To set up a similar environment, follow these steps:
- Create a new rails project with:
rails new shop_reporting_app --database=postgresql
- Create a shop model:
rails g model Shop name
- Create an order model:
rails g model Order shop:references total_sales:decimal order_value:decimal
- Run the migrations:
rails db:migrate
- Add the
faker
gem to the gemfile:
gem 'faker' # group test/development
Place this content on the seeds file, so we can populate the database with a lot of values:
return if Rails.env.production?
if Shop.count == 0
puts "populating shops..."
100.times do |i|
Shop.create(name: Faker::Company.name)
puts "shop #{i} created"
end
puts "shops populated"
end
if Order.count == 0
puts "populating orders..."
shops = Shop.all
50_000.times do |i| # change this 50_000 according to the amount of data you want for testing
shop = shops.sample
100.times do |j|
shop.orders.create(
total_sales: Faker::Number.decimal(l_digits: 3, r_digits: 2),
order_value: Faker::Number.decimal(l_digits: 3, r_digits: 2)
)
puts "order #{i} - #{j} created"
end
end
puts "orders populated"
end
- Run the seeds:
rails db:seed
. This may take some time, depending on how much data you want for test.
After this steps you should have a project that you can use to test.
Implementing the Solution
To address this issue, we can use materialized views to precompute and store the aggregated data. We can then query the materialized view instead of performing expensive calculations on the fly.
Notice that, there is a downside here, which would be having to refresh this data constantly if you want it to be strictly equal to the real time data. You can do that refreshing the view every time a new variable that affects calculations enters in. Or, the scenario that I think would be more applicable here, would be if we didn't need the data to be exactly what we have now. For example, if we can have approximate values, or if we can have a "last updated in 4 hours" label to the report.
Here's how you can create a materialized view for this scenario:
- generate a new migration:
rails g migration create_shop_reporting_materialized_view
- Edit the migration with the following:
class CreateShopReportingMaterializedView < ActiveRecord::Migration[6.0]
def up
execute <<-SQL
CREATE MATERIALIZED VIEW shop_reporting_data AS
SELECT shop_id, SUM(total_sales) AS total_sales, COUNT(*) AS total_orders,
AVG(order_value) AS avg_order_value
FROM orders
GROUP BY shop_id;
SQL
end
def down
execute "DROP MATERIALIZED VIEW IF EXISTS shop_reporting_data;"
end
end
This will run a query to create a materialized view with the reporting query that gets the information that we need.
- Run the migrations:
rails db:migrate
Now we can query directly from this materialized view, performing this SQL:
SELECT * FROM shop_reporting_data;
To refresh this materialized view, you can run:
REFRESH MATERIALIZED VIEW shop_reporting_data;
You can choose where to call this refresh in your application.
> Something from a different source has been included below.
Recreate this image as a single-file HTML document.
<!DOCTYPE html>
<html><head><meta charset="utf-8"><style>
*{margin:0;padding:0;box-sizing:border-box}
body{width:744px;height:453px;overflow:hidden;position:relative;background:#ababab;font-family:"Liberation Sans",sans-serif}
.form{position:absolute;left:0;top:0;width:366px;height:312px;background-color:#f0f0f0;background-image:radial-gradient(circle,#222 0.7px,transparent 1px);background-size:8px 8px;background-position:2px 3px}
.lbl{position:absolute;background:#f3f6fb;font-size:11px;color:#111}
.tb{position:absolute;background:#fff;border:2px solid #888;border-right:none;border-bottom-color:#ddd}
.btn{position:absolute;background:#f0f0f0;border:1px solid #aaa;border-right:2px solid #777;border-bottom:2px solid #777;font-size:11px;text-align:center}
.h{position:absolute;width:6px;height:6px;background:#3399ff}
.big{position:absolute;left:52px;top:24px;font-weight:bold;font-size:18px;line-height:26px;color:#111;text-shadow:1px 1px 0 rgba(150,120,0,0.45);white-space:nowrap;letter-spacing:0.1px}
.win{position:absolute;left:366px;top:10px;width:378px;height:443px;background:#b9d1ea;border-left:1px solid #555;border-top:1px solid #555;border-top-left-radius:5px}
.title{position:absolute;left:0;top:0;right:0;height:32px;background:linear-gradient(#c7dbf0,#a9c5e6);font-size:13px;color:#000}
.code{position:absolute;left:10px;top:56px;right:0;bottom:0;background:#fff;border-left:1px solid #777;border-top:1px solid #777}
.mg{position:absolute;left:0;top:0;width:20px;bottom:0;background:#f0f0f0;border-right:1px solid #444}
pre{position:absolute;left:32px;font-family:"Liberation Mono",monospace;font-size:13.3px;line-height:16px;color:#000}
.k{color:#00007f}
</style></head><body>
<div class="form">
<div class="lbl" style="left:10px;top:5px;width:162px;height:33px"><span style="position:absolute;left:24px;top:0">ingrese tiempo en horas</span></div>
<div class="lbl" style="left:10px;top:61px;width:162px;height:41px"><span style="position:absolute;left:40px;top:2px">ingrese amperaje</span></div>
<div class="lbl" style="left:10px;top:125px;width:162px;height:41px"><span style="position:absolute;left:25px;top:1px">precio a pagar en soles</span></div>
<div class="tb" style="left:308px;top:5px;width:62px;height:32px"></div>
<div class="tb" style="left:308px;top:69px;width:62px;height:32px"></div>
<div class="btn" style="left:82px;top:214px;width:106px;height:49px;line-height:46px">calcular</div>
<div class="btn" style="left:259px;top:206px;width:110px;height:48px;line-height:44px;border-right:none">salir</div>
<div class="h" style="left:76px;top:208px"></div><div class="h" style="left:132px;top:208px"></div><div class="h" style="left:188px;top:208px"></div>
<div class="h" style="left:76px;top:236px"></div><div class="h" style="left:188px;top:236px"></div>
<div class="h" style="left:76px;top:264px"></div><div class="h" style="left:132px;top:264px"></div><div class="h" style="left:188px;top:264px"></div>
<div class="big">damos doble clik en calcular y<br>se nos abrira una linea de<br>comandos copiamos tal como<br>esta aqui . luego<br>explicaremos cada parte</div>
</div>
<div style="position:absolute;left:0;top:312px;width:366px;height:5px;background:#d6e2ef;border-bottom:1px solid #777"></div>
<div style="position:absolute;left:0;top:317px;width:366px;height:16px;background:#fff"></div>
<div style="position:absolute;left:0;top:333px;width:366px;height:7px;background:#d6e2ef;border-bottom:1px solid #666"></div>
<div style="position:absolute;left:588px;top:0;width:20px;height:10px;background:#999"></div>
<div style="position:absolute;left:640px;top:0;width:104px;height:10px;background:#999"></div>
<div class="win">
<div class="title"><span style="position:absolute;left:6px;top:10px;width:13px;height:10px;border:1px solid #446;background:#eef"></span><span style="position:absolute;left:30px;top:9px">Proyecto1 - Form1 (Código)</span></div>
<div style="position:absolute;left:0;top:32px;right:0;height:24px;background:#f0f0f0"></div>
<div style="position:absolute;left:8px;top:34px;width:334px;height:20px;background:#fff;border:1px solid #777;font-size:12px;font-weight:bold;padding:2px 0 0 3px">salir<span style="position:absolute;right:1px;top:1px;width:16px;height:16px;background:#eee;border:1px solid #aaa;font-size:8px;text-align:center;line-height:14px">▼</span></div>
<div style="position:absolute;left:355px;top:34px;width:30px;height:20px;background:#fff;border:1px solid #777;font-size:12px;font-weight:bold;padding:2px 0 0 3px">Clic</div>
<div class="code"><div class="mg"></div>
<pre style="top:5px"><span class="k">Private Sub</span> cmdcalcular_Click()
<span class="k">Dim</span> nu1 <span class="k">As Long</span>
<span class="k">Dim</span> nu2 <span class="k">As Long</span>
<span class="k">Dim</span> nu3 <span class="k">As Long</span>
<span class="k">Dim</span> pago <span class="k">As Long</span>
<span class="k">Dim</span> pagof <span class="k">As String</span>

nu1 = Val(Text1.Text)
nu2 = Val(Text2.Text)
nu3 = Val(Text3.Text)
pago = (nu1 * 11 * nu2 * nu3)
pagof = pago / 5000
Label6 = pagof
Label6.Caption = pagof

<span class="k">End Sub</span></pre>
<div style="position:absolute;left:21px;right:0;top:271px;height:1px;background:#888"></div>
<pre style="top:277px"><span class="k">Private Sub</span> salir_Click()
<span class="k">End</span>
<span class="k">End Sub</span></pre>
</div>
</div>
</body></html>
I would suggest to do that in a worker that runs every X minutes / hours, if you can have this kind of information a little bit off the realtime one. This will avoid a lot of calculations on your workers to refresh the view periodically, and still will give you an almost up to date data.
Query Performance Comparison
Let's compare the performance of querying the orders table directly versus querying the materialized view. We'll measure the time taken to fetch the total sales, total orders, and average order value for a specific shop:
First query:
SELECT shop_id, SUM(total_sales) AS total_sales, COUNT(*) AS total_orders, AVG(order_value) AS avg_order_value
FROM orders
GROUP BY shop_id;
For the first query, without the materialized view, we got an average time of 700ms, with the highest being 916ms (depending on computer usage at the moment)
Second query:
SELECT * FROM shop_reporting_data;
For the query from the materialized shop_reportin_data view, we have now reached an average of 100ms, with a lowest total time of 51ms!
This can be even more beneficial in a production environment, where we would have more data and concurrent requests.
Conclusion:
Materialized views are a potent solution for enhancing query performance in Rails applications, especially when dealing with extensive and complex data sets. By storing precomputed data, they minimize the processing load and accelerate data retrieval, thus significantly improving the user experience.
Incorporating materialized views into your Rails projects can lead to substantial performance gains and a smoother, more responsive application.